The Doctrine of De Facto Corporations
The court also invoked the doctrine of de facto corporations to support its ruling. It explained that even if the City was declared void by the quo warranto judgment, it had acted as a de facto municipal corporation during the time the bonds were issued. The court noted that the City had been permitted to exercise municipal powers and functions under color of law, which created a legitimate expectation for those dealing with the City, including bondholders. This doctrine provides that acts performed by a de facto corporation are valid and enforceable, especially when third parties have relied on the corporation's existence and authority. In this case, the court highlighted that the City had engaged in actions indicative of a functioning municipality, such as issuing bonds and collecting taxes, which reinforced the legitimacy of the bond obligations. The court concluded that the relator's rights as a bondholder were protected by the principles governing de facto corporations, thus compelling the City officials to honor the financial commitments associated with the bonds.
Conclusion of the Court
In conclusion, the Supreme Court of Florida ordered that the writ of mandamus be issued to compel the City of Cedar Key’s officials to perform their duties regarding the payment of the validated bonds. The court affirmed that the quo warranto judgment could not be used as a shield against the relator’s claim, given that the relator was not a party to that proceeding and the bonds had been duly validated. The court recognized the importance of upholding the integrity of municipal obligations and protecting the rights of innocent bondholders who had acted in good faith.

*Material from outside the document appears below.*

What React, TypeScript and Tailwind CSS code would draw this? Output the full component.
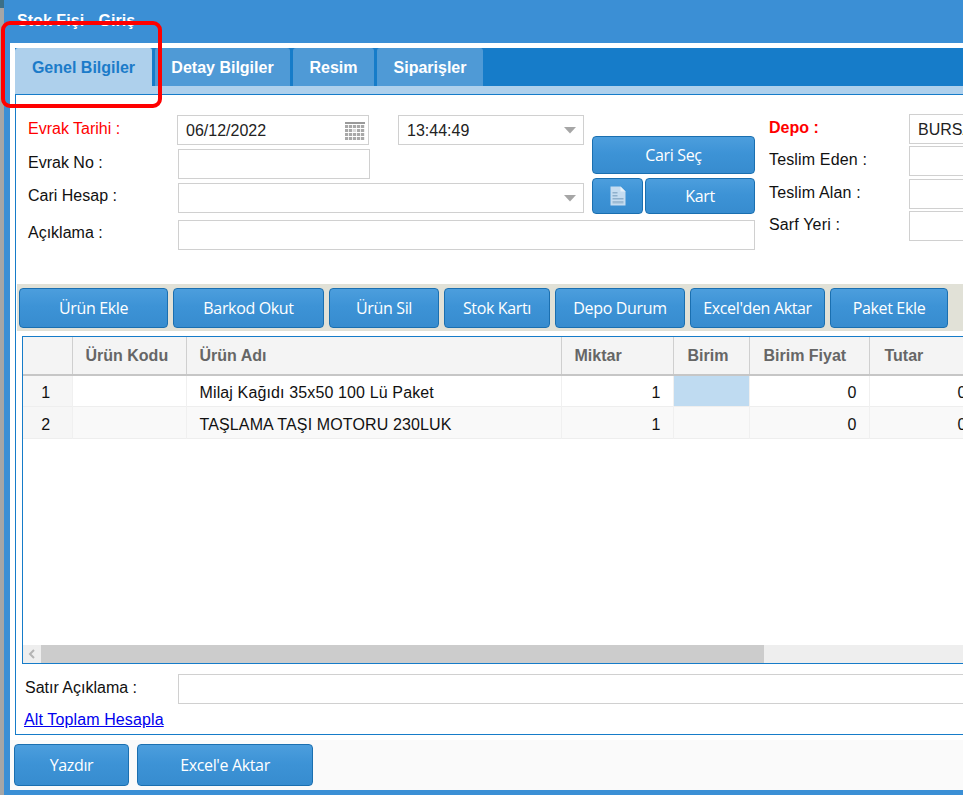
import React from "react";

const btn =
  "flex items-center justify-center rounded-[4px] border border-[#1a6fb0] bg-[linear-gradient(#4c9edd,#3d93d6_45%,#378ccf)] text-white text-[16px] font-['Open_Sans',sans-serif] tracking-[-0.35px]";
const input = "border border-[#d0d0d0] bg-white h-[30px] shrink-0 flex items-center";
const label = "shrink-0 pb-[3px] text-[16px] text-[#111]";
const label2 = "shrink-0 pb-[5px] text-[16px] text-[#111]";

function Caret() {
  return (
    <svg width="14" height="7" viewBox="0 0 14 7" className="ml-auto mr-[6px]">
      <path d="M1 0h12L7 6.5z" fill="#a6a6a6" />
    </svg>
  );
}

function Calendar() {
  return (
    <svg width="20" height="18" viewBox="0 0 20 18" className="ml-auto mr-[3px]">
      <rect x="0" y="0" width="20" height="2" fill="#9a9a9a" />
      {[3, 7, 11, 15].map((y) =>
        [0, 4, 8, 12, 16].map((x) => (
          <rect key={`${x}-${y}`} x={x} y={y} width="3.2" height="3" fill={y === 7 && x === 8 ? "#d8d8d8" : "#a8a8a8"} />
        ))
      )}
    </svg>
  );
}

function DocIcon() {
  return (
    <svg width="16" height="20" viewBox="0 0 16 20">
      <path d="M0.5 0.5h10l5 5v14H0.5z" fill="#c5dcf0" />
      <path d="M10.5 0.5v5h5z" fill="#e8f1f9" />
      <rect x="2.5" y="6" width="5" height="1.5" fill="#8fb0cc" />
      <rect x="2.5" y="9" width="5" height="1.5" fill="#8fb0cc" />
      <rect x="2.5" y="12" width="11" height="1.5" fill="#8fb0cc" />
      <rect x="2.5" y="15" width="11" height="2.5" fill="#9dbbd4" />
    </svg>
  );
}

const tools: [string, number][] = [
  ["Ürün Ekle", 149],
  ["Barkod Okut", 151],
  ["Ürün Sil", 110],
  ["Stok Kartı", 106],
  ["Depo Durum", 130],
  ["Excel'den Aktar", 135],
  ["Paket Ekle", 118],
];

const cols = [49, 114, 375, 112, 76, 120, 110];
const heads = ["", "Ürün Kodu", "Ürün Adı", "Miktar", "Birim", "Birim Fiyat", "Tutar"];
const rows = [
  ["1", "", "Milaj Kağıdı 35x50 100 Lü Paket", "1", "", "0", "0"],
  ["2", "", "TAŞLAMA TAŞI MOTORU 230LUK", "1", "", "0", "0"],
];

export default function App() {
  return (
    <div className="relative flex h-[795px] w-[963px] overflow-hidden bg-[#3b8fd5] font-['Liberation_Sans',Arial,sans-serif]">
      <div className="flex w-[4px] shrink-0 flex-col bg-[#a6a6a6]">
        <div className="h-[8px] bg-[#3b6f88]" />
      </div>
      <div className="flex min-w-0 flex-1 flex-col pb-[5px] pl-[6px]">
        <div className="flex h-[43px] shrink-0 items-start pl-[7px] pt-[12px] text-[16px] font-bold leading-[18px] tracking-[0.05px] text-white">
          Stok Fişi - Giriş
        </div>
        <div className="flex min-h-0 flex-1 flex-col rounded-bl-[4px] bg-white pt-[5px]">
          <div className="ml-[5px] flex h-[38px] shrink-0 items-stretch bg-[#167cc9] pt-0 text-[16px] font-bold">
            <div className="flex w-[138px] items-center justify-center rounded-t-[3px] border-r border-[#167cc9] bg-[#aed0ec] pt-[2px] text-[#1b7bc9]">
              Genel Bilgiler
            </div>
            <div className="ml-[2px] flex w-[135px] items-center justify-center rounded-t-[3px] bg-[#4f9ad6] pt-[2px] text-white">Detay Bilgiler</div>
            <div className="ml-[3px] flex w-[81px] items-center justify-center rounded-t-[3px] bg-[#4f9ad6] pt-[2px] text-white">Resim</div>
            <div className="ml-[3px] flex w-[106px] items-center justify-center rounded-t-[3px] bg-[#4f9ad6] pt-[2px] text-white">Siparişler</div>
          </div>
          <div className="ml-[5px] h-[8px] shrink-0 bg-[#aed0ec]" />
          <div className="ml-[5px] flex h-[641px] shrink-0 flex-col border-y border-l border-[#167cc9]">
            {/* form */}
            <div className="flex h-[189px] shrink-0">
              <div className="ml-[12px] flex w-[727px] shrink-0 flex-col pt-[20px]">
                <div className="flex">
                  <div className="flex w-[556px] shrink-0 flex-col">
                    <div className="flex items-center">
                      <div className={`w-[149px] ${label} !text-[#ff0000]`}>Evrak Tarihi :</div>
                      <div className={`${input} w-[192px] pl-[8px] pt-[1px] text-[16px] text-[#222]`}>
                        06/12/2022
                        <Calendar />
                      </div>
                      <div className={`${input} ml-[29px] w-[186px] pl-[8px] pt-[1px] text-[16px] text-[#222]`}>
                        13:44:49
                        <Caret />
                      </div>
                    </div>
                    <div className="mt-[4px] flex items-center">
                      <div className={`w-[150px] ${label}`}>Evrak No :</div>
                      <div className={`${input} w-[192px]`} />
                    </div>
                    <div className="mt-[4px] flex items-center">
                      <div className={`w-[150px] ${label2}`}>Cari Hesap :</div>
                      <div className={`${input} w-[406px]`}>
                        <Caret />
                      </div>
                    </div>
                  </div>
                  <div className="ml-[8px] flex w-[163px] shrink-0 flex-col pt-[21px]">
                    <div className={`${btn} h-[38px]`}>Cari Seç</div>
                    <div className="mt-[4px] flex h-[36px] gap-[2px]">
                      <div className={`${btn} w-[51px]`}>
                        <DocIcon />
                      </div>
                      <div className={`${btn} flex-1`}>Kart</div>
                    </div>
                  </div>
                </div>
                <div className="mt-[6px] flex items-center">
                  <div className={`w-[150px] ${label2}`}>Açıklama :</div>
                  <div className={`${input} w-[577px]`} />
                </div>
              </div>
              <div className="ml-[14px] flex flex-col pt-[19px]">
                <div className="flex items-center">
                  <div className={`w-[140px] ${label} !text-[#ff0000] font-bold`}>Depo :</div>
                  <div className={`${input} w-[200px] pl-[8px] pt-[1px] text-[16px] text-[#222]`}>BURSA</div>
                </div>
                <div className="mt-[2px] flex items-center">
                  <div className={`w-[140px] ${label} tracking-[0.15px]`}>Teslim Eden :</div>
                  <div className={`${input} w-[200px]`} />
                </div>
                <div className="mt-[3px] flex items-center">
                  <div className={`w-[140px] ${label} tracking-[0.15px]`}>Teslim Alan :</div>
                  <div className={`${input} w-[200px]`} />
                </div>
                <div className="mt-[2px] flex items-center">
                  <div className={`w-[140px] ${label} tracking-[0.15px]`}>Sarf Yeri :</div>
                  <div className={`${input} w-[200px]`} />
                </div>
              </div>
            </div>
            {/* toolbar */}
            <div className="ml-[1px] flex h-[47px] shrink-0 items-center gap-[5px] bg-[#e1e1d7] pl-[2px]">
              {tools.map(([t, w]) => (
                <div key={t} className={`${btn} h-[40px] shrink-0`} style={{ width: w }}>
                  {t}
                </div>
              ))}
            </div>
            {/* table */}
            <div className="ml-[6px] mt-[5px] flex h-[328px] shrink-0 flex-col overflow-hidden border-y border-l border-[#167cc9]">
              <div className="min-h-0 flex-1 overflow-hidden">
                <table className="table-fixed border-collapse" style={{ width: cols.reduce((a, b) => a + b, 0) }}>
                  <colgroup>
                    {cols.map((w, i) => (
                      <col key={i} style={{ width: w }} />
                    ))}
                  </colgroup>
                  <thead>
                    <tr className="h-[38px] border-b-2 border-[#c6c6c6] bg-[#f4f4f4] text-[16px] font-bold text-[#666]">
                      {heads.map((h, i) => (
                        <th
                          key={i}
                          className={`border-r border-[#cfcfcf] text-left font-bold ${i === 1 ? "pl-[13px]" : i === 2 ? "pl-[13px]" : i === 3 ? "pl-[13px]" : i === 4 ? "pl-[14px]" : i === 5 ? "pl-[14px]" : "pl-[15px]"}`}
                        >
                          {h}
                        </th>
                      ))}
                    </tr>
                  </thead>
                  <tbody>
                    {rows.map((r, ri) => (
                      <tr key={ri} className={`border-b border-[#eeeeee] text-[16px] tracking-[0.13px] text-[#111] ${ri === 1 ? "h-[32px] bg-[#f9f9f9]" : "h-[31px] bg-white"}`}>
                        {r.map((c, i) => (
                          <td
                            key={i}
                            className={`border-r border-[#f0f0f0] pt-[5px] ${i === 0 ? "bg-[#f6f6f6] pr-[3px] text-center" : ""} ${i === 2 ? "pl-[13px]" : ""} ${i === 3 || i >= 5 ? "pr-[12px] text-right" : ""} ${ri === 0 && i === 4 ? "bg-[#bfdbf1]" : ""}`}
                          >
                            {c}
                          </td>
                        ))}
                      </tr>
                    ))}
                  </tbody>
                </table>
              </div>
              <div className="flex h-[18px] shrink-0 bg-[#eeeeee]">
                <div className="flex w-[18px] items-center justify-center">
                  <svg width="8" height="10" viewBox="0 0 8 10">
                    <path d="M6 1L2 5l4 4" fill="none" stroke="#b4b4b4" strokeWidth="2" />
                  </svg>
                </div>
                <div className="w-[723px] bg-[#cccccc]" />
              </div>
            </div>
            {/* satır */}
            <div className="ml-[9px] mt-[10px] flex shrink-0 items-center">
              <div className={`w-[153px] ${label}`}>Satır Açıklama :</div>
              <div className={`${input} w-[800px]`} />
            </div>
            <a href="#" className="ml-[8px] mt-[7px] w-fit text-[16px] leading-[18px] tracking-[0.12px] text-[#0000ee] underline">
              Alt Toplam Hesapla
            </a>
          </div>
          <div className="mt-[5px] flex min-h-0 flex-1 items-start gap-[8px] bg-[#fafafa] pl-[4px] pt-[4px]">
            <div className={`${btn} h-[42px] w-[115px]`}>Yazdır</div>
            <div className={`${btn} h-[42px] w-[176px]`}>Excel'e Aktar</div>
          </div>
        </div>
      </div>
      <div className="pointer-events-none absolute left-[1px] top-[21px] h-[87px] w-[161px] rounded-[9px] border-[4px] border-[#ff0000]" />
    </div>
  );
}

Thus, the court's ruling reinforced the principles of municipal finance, ensuring that obligations created by duly validated bonds remained enforceable, regardless of subsequent challenges to the municipality's corporate status. The court's decision ultimately affirmed the necessity for municipal officials to honor financial commitments made under the authority of validated bonds, thereby providing legal certainty for bondholders and promoting confidence in municipal finance.